One of the main considerations in this paper is to keep the performance while reducing the computation costs with a smaller-size feature map. For this purpose, we propose to insert a SACM between the encoder and the decoder. SACM is a size-adjustable convolutional module that consists of several convolutional layers for feature extraction and a few additional convolutional layers for dimension reduction. By increasing and decreasing the number of convolutional layers for dimension reduction, we can maintain the balance of performance and cost. The structure of the Darknet-SACM-LSTM model is shown in
Figure 2.
Convolutional layers with a
convolution kernel are applied in SACM for dimension reduction. Incorporating the convolutional layers is a way to form the original feature through
filters or
with non-linearity injection. With the
convolution kernel, each output pixel of the layer is affected by only one pixel in a
region of the input image after the convolution operation. Firstly, the parameter size will not increase so much with the small-size convolution kernel. For example, when a
convolutional stack with
input channels and
output channels is set, the stack is parameterized by
weights. A convolutional layer with a
convolution kernel is equivalent to a cross-channel parametric pooling layer [
38]. When the output channel is smaller than the input channel, the convolutional layer can also be used for dimension reduction. Being compared to the pooling layer, the
convolutional layer is a way to reduce the dimension without affecting the receptive fields of the convolutional layers. For the balance between the final output size and the performance, experiments of SACM with different convolutional layers with
or
kernels are set in the simulations. The settings of SACM are shown in
Table 3. In addition, the parameters of all the size-adjusting layers do not increase so much. With the settings shown in the table, the module with three layers has the largest number of parameters, 1.05M. In other words, the parameter size of the whole structure decreases to nearly 1/8 of the original size after introducing these extra 1.05M parameters.

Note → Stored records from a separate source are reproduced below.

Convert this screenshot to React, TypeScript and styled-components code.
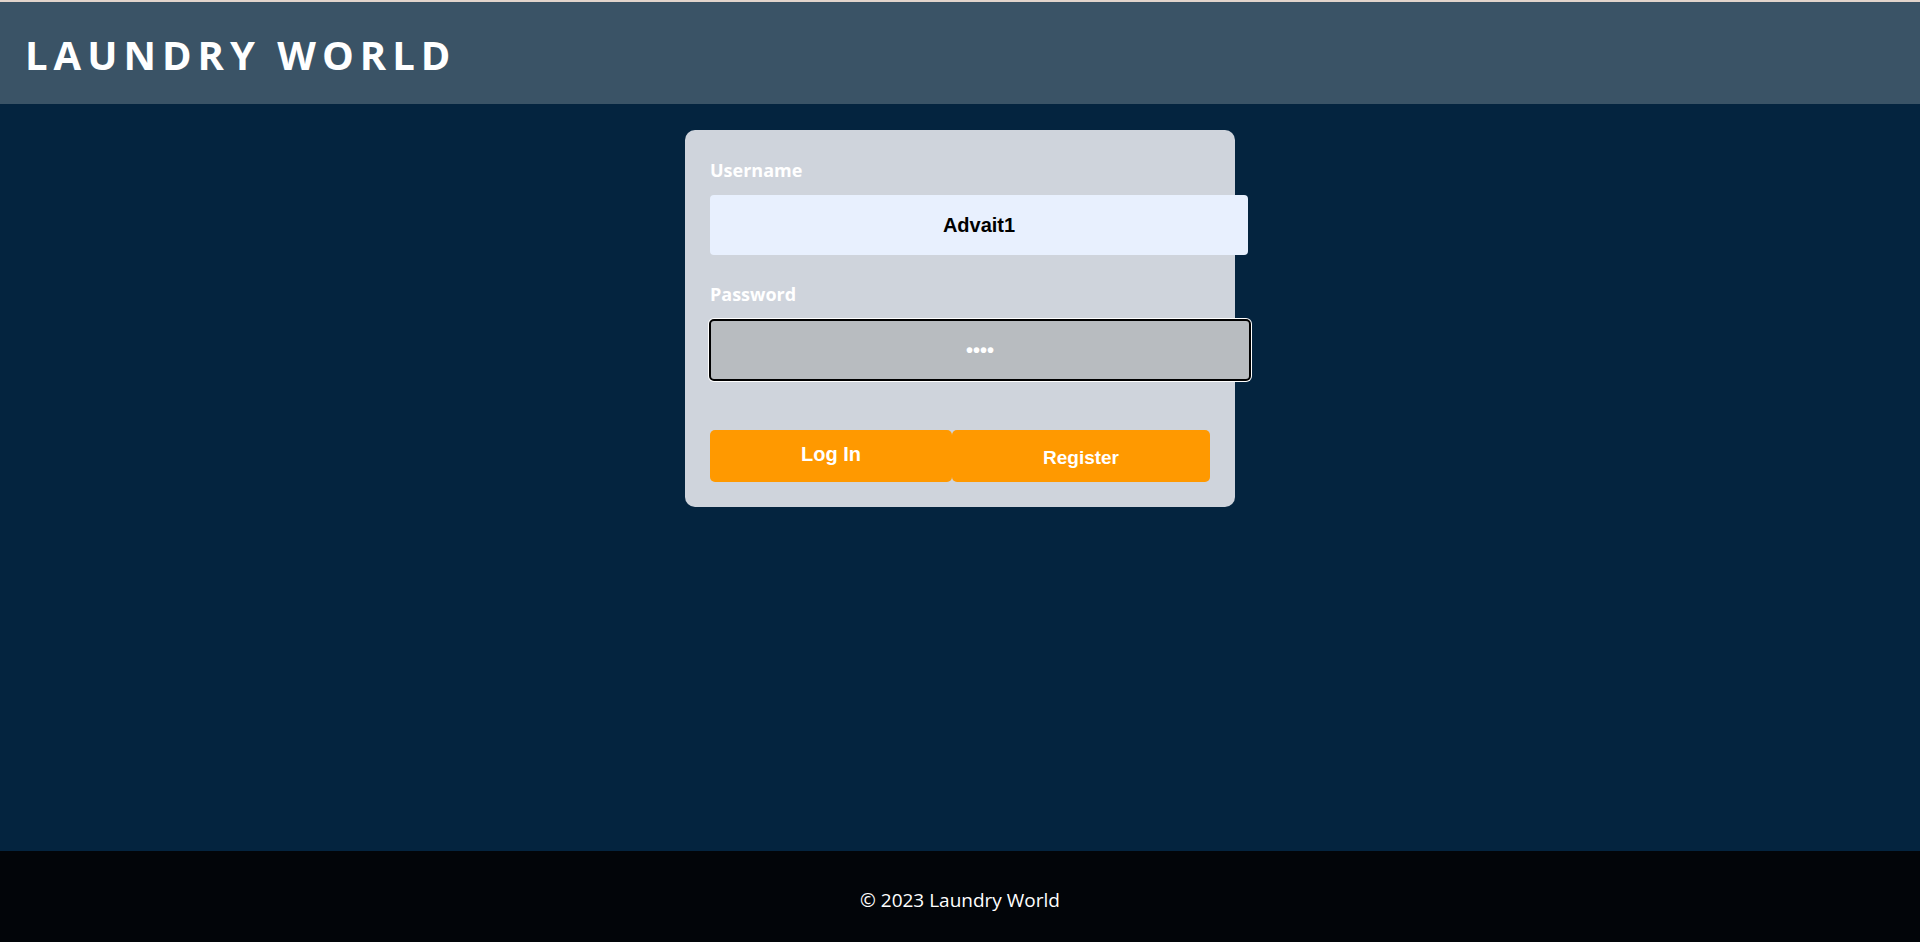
import React, { useState } from "react"
import styled, { createGlobalStyle } from "styled-components"

const GlobalStyle = createGlobalStyle`
  html, body {
    margin: 0;
    padding: 0;
    height: 100%;
  }
  body {
    font-family: "Open Sans", "Noto Sans", sans-serif;
    background: #04243f;
  }
  #root {
    min-height: 100vh;
  }
`

const Page = styled.div`
  display: flex;
  flex-direction: column;
  min-height: 100vh;
`

const Header = styled.header`
  height: 102px;
  border-top: 2px solid #e2d4cc;
  background: #3a5366;
  display: flex;
  align-items: center;
  padding: 0 25px;
`

const Brand = styled.h1`
  margin: 0;
  color: #fff;
  font-family: "Open Sans", sans-serif;
  font-weight: 700;
  font-size: 40px;
  letter-spacing: 0.15em;
  padding-top: 2px;
`

const Main = styled.main`
  flex: 1;
  background: #04243f;
  display: flex;
  justify-content: center;
  align-items: flex-start;
  padding-top: 26px;
`

const Card = styled.form`
  width: 500px;
  padding: 28px 25px 25px;
  background: #cfd4dc;
  border-radius: 10px;
  display: flex;
  flex-direction: column;
`

const Label = styled.label`
  color: #fff;
  font-family: "Open Sans", sans-serif;
  font-weight: 700;
  font-size: 18px;
  line-height: 25px;
  margin-bottom: 12px;
`

const Input = styled.input<{ $focused?: boolean }>`
  width: 100%;
  box-sizing: content-box;
  height: 20px;
  padding: 20px 19px;
  margin: 0 0 ${p => (p.$focused ? "34px" : "27px")};
  border: none;
  border-radius: 4px;
  background: ${p => (p.$focused ? "#b8bcc0" : "#e8f0fe")};
  color: ${p => (p.$focused ? "#fff" : "#000")};
  caret-color: #fff;
  font-family: "Liberation Sans", Arial, sans-serif;
  font-weight: 700;
  font-size: 20px;
  text-align: center;
  outline: none;
  ${p =>
    p.$focused &&
    `
    margin-left: -1px;
    border: 2px solid #000;
    box-shadow: 0 0 0 1px #fff;
    border-radius: 5px;
    padding: 19px 19px;
  `}
`

const Buttons = styled.div`
  display: flex;
  margin-top: 15px;
`

const Button = styled.button<{ $lower?: boolean }>`
  flex: 1 1 auto;
  height: 52px;
  border: none;
  border-radius: 5px;
  background: #ff9900;
  color: #fff;
  font-family: "Liberation Sans", Arial, sans-serif;
  font-weight: 700;
  font-size: ${p => (p.$lower ? "19px" : "20px")};
  padding: ${p => (p.$lower ? "4px 0 0" : "0 0 4px")};
  cursor: pointer;
`

const Footer = styled.footer`
  height: 91px;
  background: #020509;
  display: flex;
  align-items: center;
  justify-content: center;
`

const Copy = styled.p`
  margin: 0;
  color: #fff;
  font-family: "Open Sans", sans-serif;
  font-size: 19px;
  padding-top: 6px;
`

const App: React.FC = () => {
  const [username, setUsername] = useState("Advait1")
  const [password, setPassword] = useState("1234")

  return (
    <>
      <GlobalStyle />
      <Page>
        <Header>
          <Brand>LAUNDRY WORLD</Brand>
        </Header>
        <Main>
          <Card onSubmit={e => e.preventDefault()}>
            <Label htmlFor="username">Username</Label>
            <Input
              id="username"
              value={username}
              onChange={e => setUsername(e.target.value)}
            />
            <Label htmlFor="password">Password</Label>
            <Input
              id="password"
              type="password"
              $focused
              autoFocus
              value={password}
              onChange={e => setPassword(e.target.value)}
            />
            <Buttons>
              <Button type="submit">Log In</Button>
              <Button type="button" $lower>Register</Button>
            </Buttons>
          </Card>
        </Main>
        <Footer>
          <Copy>© 2023 Laundry World</Copy>
        </Footer>
      </Page>
    </>
  )
}

export default App
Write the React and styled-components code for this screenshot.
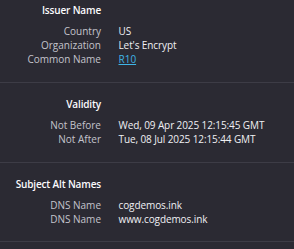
import React from 'react'
import styled, { createGlobalStyle } from 'styled-components'

const Global = createGlobalStyle`
  html, body {
    margin: 0;
    padding: 0;
    background: #2b2a33;
  }
  body {
    font-family: "Open Sans", "Noto Sans", sans-serif;
    font-size: 10px;
    color: #fbfbfe;
  }
`

const sections = [
  {
    title: 'Issuer Name',
    rows: [
      { label: 'Country', value: 'US' },
      { label: 'Organization', value: "Let's Encrypt" },
      { label: 'Common Name', value: 'R10', link: true },
    ],
  },
  {
    title: 'Validity',
    rows: [
      { label: 'Not Before', value: 'Wed, 09 Apr 2025 12:15:45 GMT' },
      { label: 'Not After', value: 'Tue, 08 Jul 2025 12:15:44 GMT' },
    ],
  },
  {
    title: 'Subject Alt Names',
    rows: [
      { label: 'DNS Name', value: 'cogdemos.ink' },
      { label: 'DNS Name', value: 'www.cogdemos.ink' },
    ],
  },
]

const App = () => {
  return (
    <Page>
      <Global />
      {sections.map((section, i) => (
        <Section key={section.title} first={i === 0}>
          <Heading>{section.title}</Heading>
          <Rows>
            {section.rows.map((row, j) => (
              <React.Fragment key={j}>
                <Label>{row.label}</Label>
                {row.link ? <Link href="#">{row.value}</Link> : <Value>{row.value}</Value>}
              </React.Fragment>
            ))}
          </Rows>
        </Section>
      ))}
    </Page>
  )
}
export default App

const Page = styled.div`
  display: flex;
  flex-direction: column;
  width: 294px;
`

const Section = styled.section`
  display: flex;
  flex-direction: column;
  padding: ${(p) => (p.first ? '3px' : '14.5px')} 0 15px;
  border-bottom: 1px solid #3d3c46;
`

const Heading = styled.div`
  width: 101px;
  text-align: right;
  font-weight: 600;
  letter-spacing: -0.15px;
  line-height: 14px;
  color: #fbfbfe;
  white-space: nowrap;
  margin-bottom: 7px;
`

const Rows = styled.div`
  display: grid;
  grid-template-columns: 101px 1fr;
  column-gap: 17.5px;
  line-height: 14.2px;
`

const Label = styled.div`
  text-align: right;
  color: #c4c4cc;
  white-space: nowrap;
`

const Value = styled.div`
  color: #f0f0f4;
  white-space: nowrap;
  letter-spacing: -0.1px;
`

const Link = styled.a`
  justify-self: start;
  color: #3fb4e6;
  text-decoration: underline;
`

After processing by the first five convolutional layers, the size of the feature maps becomes . The following adjustable convolutional layers can reduce feature dimension directly for sending to LSTM for caption generation. The SACM performs as a pipeline connecting the encoder and decoder to reduce feature dimensions, saving time and computational costs. After passing through SACM, the dimension-reduced feature maps go through to LSTM for generating captions of the provided images.
In this paper, experiments were conducted to measure the relationship between the feature size and balance of performance and speed. The final feature size
is decreased from 1/2 (
) to 1/32 (
) of the original feature maps with the
and
convolutional layers. Our experiments also trained the SACM with the encoder and the decoder together. With the trainable convolutional encoder of Darknet-53, the training process can be conducted by training the encoder, SACM, and decoder simultaneously with the
data, ground truth pairs without fixing the encoder. Therefore, the parameters of Darknet-53, SACM, and LSTM in the proposed model are updated to find the features more useful for learning. The training processing is shown in
Figure 3.
Since different people may give different descriptions of the same image, in a general image captioning dataset, each image usually has multiple captions corresponding to it. The dataset like Flickr 8K and MS COCO used in this paper contains five different ground truth captions for each image. Multiple annotations can provide more information and diversity to help the model learn different description styles, have different lexical usages, and learn diffferent semantic expressions. Such a multi-labelling approach helps the model to better adapt to different input images and generate diverse and higher-quality descriptions during testing. During the training process, each caption is set with the image, which it describes as a pair of input and ground truth. In other words, every image is input to the model five times with different captions. For example, the training set of the Flickr 8K dataset contains 6000 images, so there are 30,000 pairs of input and ground truth in the training set.
Word2Index is the word-embedding structure used in this paper to map captions to vectors. At first, the structure collects all the unique words in the dataset to set a vocabulary. As mentioned in Equation (
6), the vocabulary scale influences the parameter size. Large-scale vocabulary will increase storage and computational costs. Moreover, it is difficult for the model to obtain enough information from rare words that appear only once or twice and will also affect the model’s prediction of high-frequency words. So, we set thresholds in our experiments at 5 to avoid the effect of rare words on the training effect of the model. Then, the structure maps each word to its unique corresponding index, which is set from 0, to construct the vocabulary for the dataset. The vector of size (sequence_length, index) can map the ground truth into a vector. The value of the corresponding index of the target word is 1, and the others are 0. In addition, the words not in the vocabulary will be instead of <
>.
During the prediction process of image captioning, the model generates a probability distribution at each time step. The word with the highest probability in the distribution is selected as the current output. The prediction continues until either the termination marker is encountered or the maximum generation length is reached. Finally, the generated words are combined to form the final prediction result. Unlike the training process, the model selects only one best sentence as the final generated image caption. To evaluate the model’s performance, the evaluation metrics calculate the similarity between the generated subtitles and each ground truth to derive a composite score, thereby mitigating the effect of subjectivity on the evaluation results.